Un jour d’été, l’ami Matthieu de Urbain, trop urbain, me propose de venir à un spectacle de danse verticale sur les murs de L’école nationale supérieure d’architecture qui est installée dans le quartier de Masséna. Je n’avais pas le choix. Obligé d’entrer à l’intérieur. Traversant, je découvre le futur de Billancourt, quand tout sera fini : un lieu avec des noms de rues de « gauche » (Françoise Dolto, Elsa Morante, Primo Levi…). Caution d’une disparition… et l’ancrage des anciens Moulins de Paris, transformés en Université. Cachés au milieu, invisibles de l’extérieur. Comme les rails de la Gare d’Austerlitz, disparus dans les « nouveaux » bas-fonds et fondations.
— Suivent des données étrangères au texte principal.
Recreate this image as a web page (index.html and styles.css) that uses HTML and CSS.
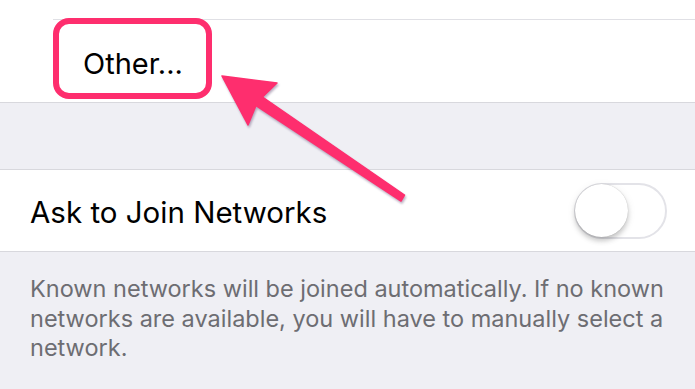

Quartier suspendu au dessus de ce qu’il faut cacher, comme la rue Watt : liaison avec l’ancien treizième arrondissement, le populaire.
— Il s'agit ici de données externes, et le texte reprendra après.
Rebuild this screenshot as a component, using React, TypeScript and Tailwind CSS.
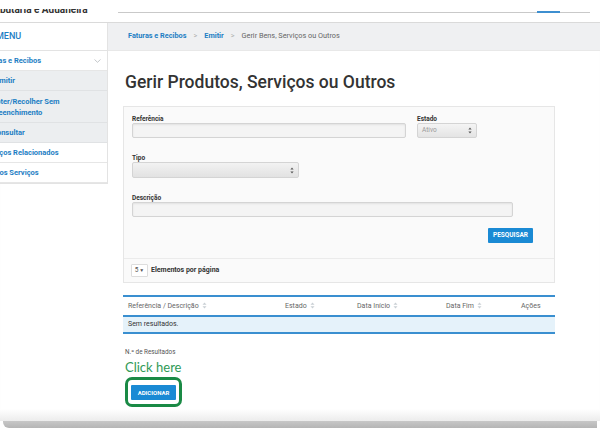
import React from "react";

const SortIcon = () => (
  <svg width="5" height="7" viewBox="0 0 5 7" className="inline-block ml-[3px] align-middle">
    <path d="M2.5 0.5 L4.5 2.8 L0.5 2.8 Z" fill="#c9cfd4" />
    <path d="M2.5 6.5 L4.5 4.2 L0.5 4.2 Z" fill="#c9cfd4" />
  </svg>
);

const SelectArrows = () => (
  <svg width="4" height="7" viewBox="0 0 4 7">
    <path d="M2 0.5 L3.6 2.6 L0.4 2.6 Z" fill="#555" />
    <path d="M2 6.5 L3.6 4.4 L0.4 4.4 Z" fill="#555" />
  </svg>
);

type NavItem = { label: string; sub?: boolean; shift: number; tall?: boolean };

const NAV: NavItem[] = [
  { label: "Emitir", sub: true, shift: 5 },
  { label: "Obter/Recolher Sem Preenchimento", sub: true, shift: 9, tall: true },
  { label: "Consultar", sub: true, shift: 8 },
  { label: "Serviços Relacionados", shift: 18 },
  { label: "Todos os Serviços", shift: 23 },
];

const inputCls =
  "h-[15px] border border-[#d4d4d4] rounded-[2px] bg-[#f4f4f4] shadow-[inset_0_1px_2px_rgba(0,0,0,0.08)]";

export default function App() {
  return (
    <div className="w-[600px] h-[428px] overflow-hidden bg-white flex flex-col font-['Roboto',sans-serif]">
      {/* top strip, cut off by the capture */}
      <div className="h-[22px] shrink-0 flex items-start">
        <div className="w-[118px] shrink-0 mt-[9px] h-[7px] overflow-hidden">
          <div className="-mt-[5px] -ml-[64px] text-[10px] font-bold text-[#333] whitespace-nowrap leading-[12px]">
            Autoridade Tributária e Aduaneira
          </div>
        </div>
        <div className="mt-[12px] w-[472px] h-[1px] bg-[#c9c9c9] flex">
          <div className="ml-[419px] w-[23px] h-[2px] -mt-[1px] bg-[#3d8fd0]" />
        </div>
      </div>

      <div className="flex flex-1 border-t border-[#dadada] shadow-[inset_0_1px_1px_rgba(0,0,0,0.06)]">
        {/* sidebar */}
        <aside className="w-[108px] shrink-0 self-start overflow-hidden border-r border-b border-[#e3e3e3] bg-white">
          <div className="h-[28px] flex items-center border-b border-[#e3e3e3]">
            <span className="-ml-[4px] text-[9px] font-medium text-[#1d7ec4] whitespace-nowrap">MENU</span>
          </div>
          <div className="h-[20px] flex items-center justify-between border-b border-[#e6e6e6] pr-[6px]">
            <span className="-ml-[19px] text-[7.5px] font-bold text-[#1d7ec4] whitespace-nowrap">Faturas e Recibos</span>
            <svg width="7" height="4" viewBox="0 0 7 4">
              <path d="M0.5 0.5 L3.5 3.3 L6.5 0.5" stroke="#b5b9bd" strokeWidth="0.8" fill="none" />
            </svg>
          </div>
          {NAV.map((item) => (
            <div
              key={item.label}
              className={
                item.sub
                  ? item.tall
                    ? "h-[32px] flex items-center bg-[#eceef0] border-b border-[#e0e2e4]"
                    : "h-[20px] flex items-center bg-[#eceef0] border-b border-[#e0e2e4]"
                  : "h-[20px] flex items-center bg-white border-b border-[#e6e6e6]"
              }
            >
              <span
                className="text-[7.5px] font-bold text-[#1d7ec4] leading-[11px]"
                style={{ marginLeft: -item.shift, maxWidth: item.tall ? 118 : undefined }}
              >
                {item.label}
              </span>
            </div>
          ))}
        </aside>

        {/* main */}
        <main className="flex-1 flex flex-col">
          <div className="h-[28px] bg-[#eff0f2] flex items-center pl-[20px] gap-[7px] text-[7.3px] border-b border-[#e8e8e8]">
            <span className="font-bold text-[#1d7ec4]">Faturas e Recibos</span>
            <span className="text-[#b0b0b0]">&gt;</span>
            <span className="font-bold text-[#1d7ec4]">Emitir</span>
            <span className="text-[#b0b0b0]">&gt;</span>
            <span className="text-[#666]">Gerir Bens, Serviços ou Outros</span>
          </div>

          <div className="pl-[15px] pr-[45px]">
            <h1 className="mt-[19px] pl-[2px] text-[17.5px] font-medium text-[#333] leading-[24px]">
              Gerir Produtos, Serviços ou Outros
            </h1>

            {/* filter panel */}
            <div className="mt-[12px] border border-[#e6e6e6] bg-[#fafafa]">
              <div className="pt-[8px] pl-[8px] pr-[21px]">
                <div className="flex gap-[11px]">
                  <div className="w-[274px]">
                    <div className="text-[6.5px] font-bold text-[#333] leading-[8px]">Referência</div>
                    <div className={`w-[274px] ${inputCls}`} />
                  </div>
                  <div>
                    <div className="text-[6.5px] font-bold text-[#333] leading-[8px]">Estado</div>
                    <div className="w-[60px] h-[15px] border border-[#d4d4d4] rounded-[2px] flex items-center justify-between px-[4px] bg-gradient-to-b from-[#f4f4f4] to-[#e4e4e4]">
                      <span className="text-[6.5px] text-[#999]">Ativo</span>
                      <SelectArrows />
                    </div>
                  </div>
                </div>

                <div className="mt-[16px] text-[6.5px] font-bold text-[#333] leading-[8px]">Tipo</div>
                <div className="w-[167px] h-[16px] border border-[#d4d4d4] rounded-[2px] bg-gradient-to-b from-[#f2f2f2] to-[#e2e2e2] flex items-center justify-end pr-[4px]">
                  <SelectArrows />
                </div>

                <div className="mt-[16px] text-[6.5px] font-bold text-[#333] leading-[8px]">Descrição</div>
                <div className={`w-[381px] ${inputCls}`} />

                <div className="mt-[11px] flex justify-end">
                  <button className="h-[15px] w-[45px] bg-[#1a8ad4] text-white text-[6.5px] font-bold rounded-[1px]">
                    PESQUISAR
                  </button>
                </div>
              </div>
              <div className="mt-[15px] border-t border-[#ebebeb] h-[24px] flex items-center pl-[7px] gap-[3px]">
                <div className="h-[13px] w-[17px] border border-[#ddd] bg-white rounded-[1px] flex items-center justify-center gap-[1px] text-[6.5px] text-[#555]">
                  5<span className="text-[5px]">▼</span>
                </div>
                <span className="text-[7px] font-bold text-[#333]">Elementos por página</span>
              </div>
            </div>

            {/* results table */}
            <div className="mt-[12px] border-t-2 border-[#3a8fd0]">
              <div className="h-[20px] flex items-center text-[7px] text-[#666] border-b-2 border-[#3a8fd0]">
                <div className="w-[162px] pl-[5px]">Referência / Descrição<SortIcon /></div>
                <div className="w-[72px]">Estado<SortIcon /></div>
                <div className="w-[89px]">Data Início<SortIcon /></div>
                <div className="w-[75px]">Data Fim<SortIcon /></div>
                <div>Ações</div>
              </div>
              <div className="h-[17px] flex items-center pl-[5px] bg-[#e5f2fa] text-[7px] text-[#333] border-b-2 border-[#3a8fd0]">
                Sem resultados.
              </div>
            </div>

            <div className="mt-[14px] pl-[2px] text-[6.3px] text-[#555]">N.º de Resultados</div>
            <div className="mt-[3px] pl-[2px] font-['Lato',sans-serif] text-[13px] leading-[15px] text-[#2f9a56]">
              Click here
            </div>
            <div className="mt-[2px] ml-[2px] w-[57px] h-[30px] border-[3px] border-[#1a8a45] rounded-[7px] flex items-center justify-center">
              <button className="h-[15px] w-[45px] bg-[#1a8ad4] text-white text-[6px] font-bold rounded-[1px]">
                ADICIONAR
              </button>
            </div>
          </div>
        </main>
      </div>

      {/* photo edge */}
      <div className="h-[12px] shrink-0 bg-gradient-to-b from-white to-[#ececec]" />
      <div className="h-[7px] shrink-0 mx-[3px] rounded-bl-[6px] bg-gradient-to-b from-[#c7c7c7] to-[#b5b5b5]" />
    </div>
  );
}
Le plus surprenant c’est la question de « l’avant ». Dans ce quartier, impossible de savoir. Le nom « GRAND MOULINS DE PARIS » ne suffit pas. Amnésie et façadisme… Prendre ce parti et s’avancer. Trouver le plan du quartier, dessiner une spirale et poser la caméra sur le passage de cette dernière. Arbitrairement. Et la suivre jusqu’au centre.
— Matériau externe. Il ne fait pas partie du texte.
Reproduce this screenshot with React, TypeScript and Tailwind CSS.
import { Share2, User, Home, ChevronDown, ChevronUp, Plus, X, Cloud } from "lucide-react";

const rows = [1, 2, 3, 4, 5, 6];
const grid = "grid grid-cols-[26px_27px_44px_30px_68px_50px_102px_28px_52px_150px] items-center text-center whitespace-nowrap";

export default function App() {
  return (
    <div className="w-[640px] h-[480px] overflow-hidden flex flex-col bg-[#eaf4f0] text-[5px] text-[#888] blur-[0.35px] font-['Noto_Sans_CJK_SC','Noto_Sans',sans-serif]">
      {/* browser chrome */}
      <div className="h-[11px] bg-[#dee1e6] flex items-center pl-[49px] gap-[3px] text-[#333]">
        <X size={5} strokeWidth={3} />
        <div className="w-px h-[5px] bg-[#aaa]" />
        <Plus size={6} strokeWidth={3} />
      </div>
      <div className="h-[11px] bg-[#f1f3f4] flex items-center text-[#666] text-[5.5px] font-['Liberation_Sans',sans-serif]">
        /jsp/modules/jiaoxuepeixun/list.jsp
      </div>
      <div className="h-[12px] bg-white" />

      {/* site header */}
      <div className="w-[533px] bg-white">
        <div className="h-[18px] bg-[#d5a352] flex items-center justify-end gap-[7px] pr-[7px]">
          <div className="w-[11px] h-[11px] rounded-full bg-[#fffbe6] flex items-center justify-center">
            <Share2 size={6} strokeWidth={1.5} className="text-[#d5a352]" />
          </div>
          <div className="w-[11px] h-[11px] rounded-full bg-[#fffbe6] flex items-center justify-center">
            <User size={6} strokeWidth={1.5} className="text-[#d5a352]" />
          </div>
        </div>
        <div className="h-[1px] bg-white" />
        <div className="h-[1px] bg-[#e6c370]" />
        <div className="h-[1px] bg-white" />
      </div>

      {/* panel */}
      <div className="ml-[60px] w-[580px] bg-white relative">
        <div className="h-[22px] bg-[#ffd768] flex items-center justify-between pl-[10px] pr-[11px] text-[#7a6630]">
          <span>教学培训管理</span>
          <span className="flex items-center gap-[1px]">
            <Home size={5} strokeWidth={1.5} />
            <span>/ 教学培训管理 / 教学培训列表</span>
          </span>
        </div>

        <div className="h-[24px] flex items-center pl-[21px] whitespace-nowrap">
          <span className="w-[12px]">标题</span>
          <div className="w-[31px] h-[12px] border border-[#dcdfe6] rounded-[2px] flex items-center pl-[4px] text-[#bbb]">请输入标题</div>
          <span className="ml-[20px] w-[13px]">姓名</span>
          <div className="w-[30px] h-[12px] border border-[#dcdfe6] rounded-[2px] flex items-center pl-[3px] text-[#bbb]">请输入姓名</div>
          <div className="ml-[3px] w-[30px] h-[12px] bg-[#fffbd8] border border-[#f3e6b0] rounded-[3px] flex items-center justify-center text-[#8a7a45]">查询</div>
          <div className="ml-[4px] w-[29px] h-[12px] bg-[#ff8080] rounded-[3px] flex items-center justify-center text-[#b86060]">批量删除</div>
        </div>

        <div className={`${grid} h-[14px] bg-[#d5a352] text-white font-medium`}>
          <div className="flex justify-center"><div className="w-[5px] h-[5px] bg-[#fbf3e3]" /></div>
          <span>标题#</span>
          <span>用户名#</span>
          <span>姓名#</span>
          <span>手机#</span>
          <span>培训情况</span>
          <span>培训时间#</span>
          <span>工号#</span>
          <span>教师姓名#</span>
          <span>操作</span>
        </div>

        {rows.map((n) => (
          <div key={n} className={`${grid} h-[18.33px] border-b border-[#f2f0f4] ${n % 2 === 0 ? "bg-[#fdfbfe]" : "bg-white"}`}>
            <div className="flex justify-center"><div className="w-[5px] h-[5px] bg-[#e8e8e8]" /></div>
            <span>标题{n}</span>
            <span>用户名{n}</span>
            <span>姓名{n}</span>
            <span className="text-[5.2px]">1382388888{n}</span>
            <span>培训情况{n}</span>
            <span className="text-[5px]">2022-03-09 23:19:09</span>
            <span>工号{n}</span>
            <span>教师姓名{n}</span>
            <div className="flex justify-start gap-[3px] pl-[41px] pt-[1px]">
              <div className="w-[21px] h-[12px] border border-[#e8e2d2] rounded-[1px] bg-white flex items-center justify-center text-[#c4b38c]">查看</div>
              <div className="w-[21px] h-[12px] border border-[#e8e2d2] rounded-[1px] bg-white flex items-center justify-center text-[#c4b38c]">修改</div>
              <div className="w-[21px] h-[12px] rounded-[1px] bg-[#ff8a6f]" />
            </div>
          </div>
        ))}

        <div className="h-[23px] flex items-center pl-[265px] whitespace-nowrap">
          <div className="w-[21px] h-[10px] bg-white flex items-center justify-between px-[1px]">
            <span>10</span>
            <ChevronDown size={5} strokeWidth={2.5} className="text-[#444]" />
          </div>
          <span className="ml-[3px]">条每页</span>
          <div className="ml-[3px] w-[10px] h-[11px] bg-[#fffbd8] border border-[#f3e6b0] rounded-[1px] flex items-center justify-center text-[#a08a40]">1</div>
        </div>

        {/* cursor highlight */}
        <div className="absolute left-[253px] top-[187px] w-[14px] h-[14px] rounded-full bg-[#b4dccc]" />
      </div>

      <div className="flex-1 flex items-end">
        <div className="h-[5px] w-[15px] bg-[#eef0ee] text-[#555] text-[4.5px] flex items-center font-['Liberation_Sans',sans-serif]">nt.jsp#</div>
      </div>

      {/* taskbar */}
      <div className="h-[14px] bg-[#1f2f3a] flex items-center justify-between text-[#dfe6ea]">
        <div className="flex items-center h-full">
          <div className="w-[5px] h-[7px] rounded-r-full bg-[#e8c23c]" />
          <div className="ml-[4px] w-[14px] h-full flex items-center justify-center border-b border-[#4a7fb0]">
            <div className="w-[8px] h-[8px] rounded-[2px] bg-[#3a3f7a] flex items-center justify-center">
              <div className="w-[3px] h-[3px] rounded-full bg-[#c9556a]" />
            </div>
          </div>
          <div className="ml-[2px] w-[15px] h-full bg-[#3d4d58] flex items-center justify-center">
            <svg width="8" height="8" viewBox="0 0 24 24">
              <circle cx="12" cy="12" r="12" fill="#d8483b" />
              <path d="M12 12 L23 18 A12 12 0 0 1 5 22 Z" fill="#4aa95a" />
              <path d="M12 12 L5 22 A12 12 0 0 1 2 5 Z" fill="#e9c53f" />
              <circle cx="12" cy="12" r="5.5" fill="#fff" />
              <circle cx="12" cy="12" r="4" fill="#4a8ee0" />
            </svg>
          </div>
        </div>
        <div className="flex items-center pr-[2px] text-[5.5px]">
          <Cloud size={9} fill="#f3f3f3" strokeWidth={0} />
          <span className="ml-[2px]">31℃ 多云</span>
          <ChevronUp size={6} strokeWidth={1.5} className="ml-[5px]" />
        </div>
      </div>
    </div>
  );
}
Texte et film de Jérôme Wurtz, pour À quelques pas de l’usine, qui invite sur son site le texte de Matthieu Duperrex « ZAC (Billancourt toujours) », pour Urbain, trop urbain… dans le cadre du projet des vases communicants: “Le premier vendredi du mois, chacun écrit sur le blog d’un autre, à charge à chacun de préparer les mariages, les échanges, les invitations. Circulation horizontale pour produire des liens autrement… Ne pas écrire pour, mais écrire chez l’autre.”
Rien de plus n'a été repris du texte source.